[TASK INPUT]
┄┄┄┄┄┄┄┄┄┄
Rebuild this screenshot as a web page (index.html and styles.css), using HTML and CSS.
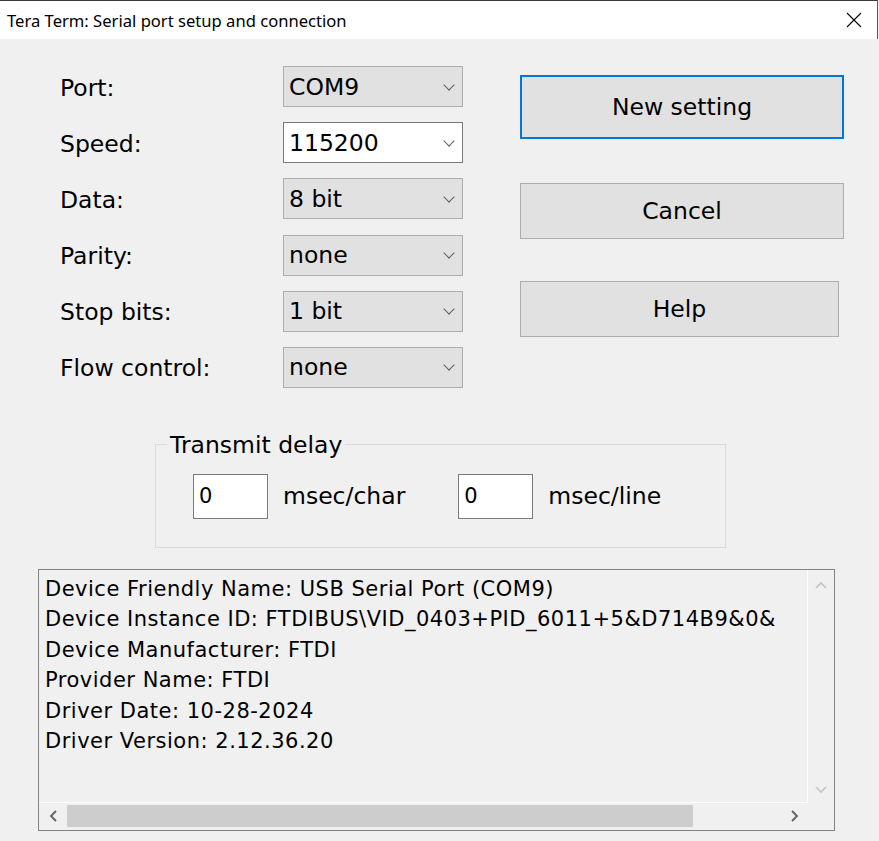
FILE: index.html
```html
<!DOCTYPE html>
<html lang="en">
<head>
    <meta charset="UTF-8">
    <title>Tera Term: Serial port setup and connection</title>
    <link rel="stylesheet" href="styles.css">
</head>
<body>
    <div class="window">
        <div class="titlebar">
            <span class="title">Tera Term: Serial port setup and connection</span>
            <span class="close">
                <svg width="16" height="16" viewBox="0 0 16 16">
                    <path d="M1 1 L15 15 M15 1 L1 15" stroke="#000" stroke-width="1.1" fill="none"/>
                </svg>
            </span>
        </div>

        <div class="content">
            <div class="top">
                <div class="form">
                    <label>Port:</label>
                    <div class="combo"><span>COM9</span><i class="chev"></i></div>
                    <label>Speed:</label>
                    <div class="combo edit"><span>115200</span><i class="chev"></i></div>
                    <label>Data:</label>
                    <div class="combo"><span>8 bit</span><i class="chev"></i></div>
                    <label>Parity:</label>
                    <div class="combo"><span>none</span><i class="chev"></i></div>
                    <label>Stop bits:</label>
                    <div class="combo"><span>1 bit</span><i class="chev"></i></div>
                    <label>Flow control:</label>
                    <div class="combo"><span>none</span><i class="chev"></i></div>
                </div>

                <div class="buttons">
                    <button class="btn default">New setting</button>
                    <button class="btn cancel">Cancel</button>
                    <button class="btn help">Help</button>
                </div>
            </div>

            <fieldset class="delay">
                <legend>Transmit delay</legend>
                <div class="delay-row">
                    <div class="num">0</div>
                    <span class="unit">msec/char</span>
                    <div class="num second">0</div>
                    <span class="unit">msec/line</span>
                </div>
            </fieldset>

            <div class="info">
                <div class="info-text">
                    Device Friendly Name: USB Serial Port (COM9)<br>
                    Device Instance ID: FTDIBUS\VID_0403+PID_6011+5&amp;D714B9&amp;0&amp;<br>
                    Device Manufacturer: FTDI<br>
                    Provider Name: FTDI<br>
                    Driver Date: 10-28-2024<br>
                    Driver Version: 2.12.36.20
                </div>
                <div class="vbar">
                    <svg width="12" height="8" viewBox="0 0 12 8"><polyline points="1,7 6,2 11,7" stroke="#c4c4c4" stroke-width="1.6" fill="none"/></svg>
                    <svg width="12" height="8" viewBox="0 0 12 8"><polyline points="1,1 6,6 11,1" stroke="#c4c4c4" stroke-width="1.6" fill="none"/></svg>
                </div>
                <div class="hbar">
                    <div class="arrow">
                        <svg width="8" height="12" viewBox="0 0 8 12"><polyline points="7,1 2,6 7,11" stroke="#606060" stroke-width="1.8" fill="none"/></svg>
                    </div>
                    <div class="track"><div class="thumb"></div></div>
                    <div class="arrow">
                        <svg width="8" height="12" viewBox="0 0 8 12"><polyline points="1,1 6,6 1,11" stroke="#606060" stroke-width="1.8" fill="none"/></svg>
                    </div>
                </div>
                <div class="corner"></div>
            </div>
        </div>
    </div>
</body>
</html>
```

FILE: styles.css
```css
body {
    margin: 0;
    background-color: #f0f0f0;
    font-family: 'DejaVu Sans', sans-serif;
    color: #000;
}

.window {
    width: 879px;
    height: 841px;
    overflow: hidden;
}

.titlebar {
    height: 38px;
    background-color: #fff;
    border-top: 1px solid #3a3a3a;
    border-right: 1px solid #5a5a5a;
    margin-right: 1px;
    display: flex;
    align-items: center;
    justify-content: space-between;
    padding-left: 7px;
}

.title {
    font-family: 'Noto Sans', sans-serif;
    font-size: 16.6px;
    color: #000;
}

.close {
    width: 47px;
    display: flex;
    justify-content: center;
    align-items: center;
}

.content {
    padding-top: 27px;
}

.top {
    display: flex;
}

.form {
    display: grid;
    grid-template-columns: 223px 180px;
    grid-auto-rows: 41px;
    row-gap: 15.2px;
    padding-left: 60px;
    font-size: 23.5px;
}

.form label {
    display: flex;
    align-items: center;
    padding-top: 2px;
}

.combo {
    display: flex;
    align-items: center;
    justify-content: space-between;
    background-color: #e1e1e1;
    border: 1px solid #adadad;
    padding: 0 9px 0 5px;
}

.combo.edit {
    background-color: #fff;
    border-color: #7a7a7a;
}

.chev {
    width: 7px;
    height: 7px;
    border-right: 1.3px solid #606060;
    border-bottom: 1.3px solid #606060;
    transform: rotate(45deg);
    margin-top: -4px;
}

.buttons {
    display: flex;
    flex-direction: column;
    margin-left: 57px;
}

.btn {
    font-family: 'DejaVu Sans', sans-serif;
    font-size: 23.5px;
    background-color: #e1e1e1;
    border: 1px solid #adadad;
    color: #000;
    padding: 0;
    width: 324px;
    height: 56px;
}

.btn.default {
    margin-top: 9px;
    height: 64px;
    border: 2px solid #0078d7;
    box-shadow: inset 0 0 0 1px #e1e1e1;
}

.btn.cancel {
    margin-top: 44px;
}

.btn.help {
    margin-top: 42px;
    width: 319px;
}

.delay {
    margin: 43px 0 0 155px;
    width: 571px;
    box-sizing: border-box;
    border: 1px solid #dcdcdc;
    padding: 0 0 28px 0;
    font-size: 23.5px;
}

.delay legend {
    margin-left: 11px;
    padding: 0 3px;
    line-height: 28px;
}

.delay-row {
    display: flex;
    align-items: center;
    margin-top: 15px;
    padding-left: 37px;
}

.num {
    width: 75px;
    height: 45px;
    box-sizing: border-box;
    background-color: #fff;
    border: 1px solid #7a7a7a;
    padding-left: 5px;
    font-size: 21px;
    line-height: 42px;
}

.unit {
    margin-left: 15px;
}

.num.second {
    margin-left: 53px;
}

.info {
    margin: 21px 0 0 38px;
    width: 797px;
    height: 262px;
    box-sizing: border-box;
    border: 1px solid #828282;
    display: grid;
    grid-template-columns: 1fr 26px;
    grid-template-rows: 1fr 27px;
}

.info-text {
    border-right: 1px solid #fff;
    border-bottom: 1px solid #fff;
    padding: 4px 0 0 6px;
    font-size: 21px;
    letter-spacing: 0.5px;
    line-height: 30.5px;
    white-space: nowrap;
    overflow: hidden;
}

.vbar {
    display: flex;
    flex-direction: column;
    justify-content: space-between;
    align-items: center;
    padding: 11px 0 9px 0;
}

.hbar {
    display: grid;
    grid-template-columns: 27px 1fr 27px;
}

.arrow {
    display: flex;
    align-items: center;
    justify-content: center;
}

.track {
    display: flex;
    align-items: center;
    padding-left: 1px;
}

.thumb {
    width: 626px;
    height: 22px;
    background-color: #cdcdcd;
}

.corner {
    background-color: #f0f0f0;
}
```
┄┄┄┄┄┄┄┄┄┄
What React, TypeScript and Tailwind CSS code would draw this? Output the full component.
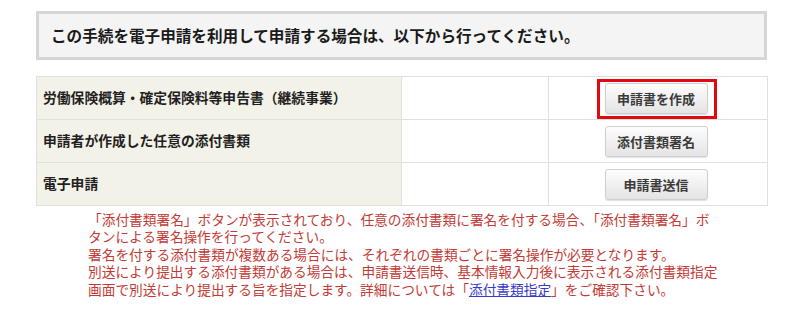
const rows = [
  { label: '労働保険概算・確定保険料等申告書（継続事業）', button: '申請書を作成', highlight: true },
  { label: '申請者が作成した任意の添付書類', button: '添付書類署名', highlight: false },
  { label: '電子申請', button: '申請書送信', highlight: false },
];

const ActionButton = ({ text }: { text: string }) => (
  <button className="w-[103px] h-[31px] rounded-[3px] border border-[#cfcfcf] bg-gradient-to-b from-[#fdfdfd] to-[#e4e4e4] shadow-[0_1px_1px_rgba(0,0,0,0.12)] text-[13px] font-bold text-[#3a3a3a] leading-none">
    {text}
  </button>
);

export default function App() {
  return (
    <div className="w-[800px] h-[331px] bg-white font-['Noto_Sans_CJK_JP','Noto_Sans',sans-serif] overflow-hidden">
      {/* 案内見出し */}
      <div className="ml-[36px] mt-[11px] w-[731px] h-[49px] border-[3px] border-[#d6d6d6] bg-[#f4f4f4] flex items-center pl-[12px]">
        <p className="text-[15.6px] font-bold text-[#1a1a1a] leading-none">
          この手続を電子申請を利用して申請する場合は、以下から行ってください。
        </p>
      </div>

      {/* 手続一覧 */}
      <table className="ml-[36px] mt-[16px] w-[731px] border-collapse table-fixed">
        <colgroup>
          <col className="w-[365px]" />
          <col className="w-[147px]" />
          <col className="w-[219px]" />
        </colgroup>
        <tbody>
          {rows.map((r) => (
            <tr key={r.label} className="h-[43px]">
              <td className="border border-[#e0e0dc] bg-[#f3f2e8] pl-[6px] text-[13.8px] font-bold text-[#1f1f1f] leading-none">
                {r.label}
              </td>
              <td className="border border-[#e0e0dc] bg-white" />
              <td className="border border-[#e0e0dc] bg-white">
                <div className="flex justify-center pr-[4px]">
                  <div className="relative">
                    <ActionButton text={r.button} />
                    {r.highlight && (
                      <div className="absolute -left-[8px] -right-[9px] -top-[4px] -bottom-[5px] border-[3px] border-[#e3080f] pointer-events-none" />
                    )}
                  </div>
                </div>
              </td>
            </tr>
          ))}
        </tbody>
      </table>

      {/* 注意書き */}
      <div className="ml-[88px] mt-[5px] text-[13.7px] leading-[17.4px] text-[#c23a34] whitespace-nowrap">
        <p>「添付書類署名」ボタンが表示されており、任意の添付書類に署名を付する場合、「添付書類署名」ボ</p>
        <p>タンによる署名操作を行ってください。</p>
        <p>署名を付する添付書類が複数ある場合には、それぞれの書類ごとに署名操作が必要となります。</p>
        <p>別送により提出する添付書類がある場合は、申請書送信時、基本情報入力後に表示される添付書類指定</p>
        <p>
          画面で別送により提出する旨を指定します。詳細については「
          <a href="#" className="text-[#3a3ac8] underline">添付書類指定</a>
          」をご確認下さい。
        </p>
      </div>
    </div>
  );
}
┄┄┄┄┄┄┄┄┄┄
[AIM] Select all lines in the listing that include the word "styles".

[ANSWER TO THIS EXERCISE]
Rebuild this screenshot as a web page (index.html and styles.css), using HTML and CSS.
    <link rel="stylesheet" href="styles.css">
FILE: styles.css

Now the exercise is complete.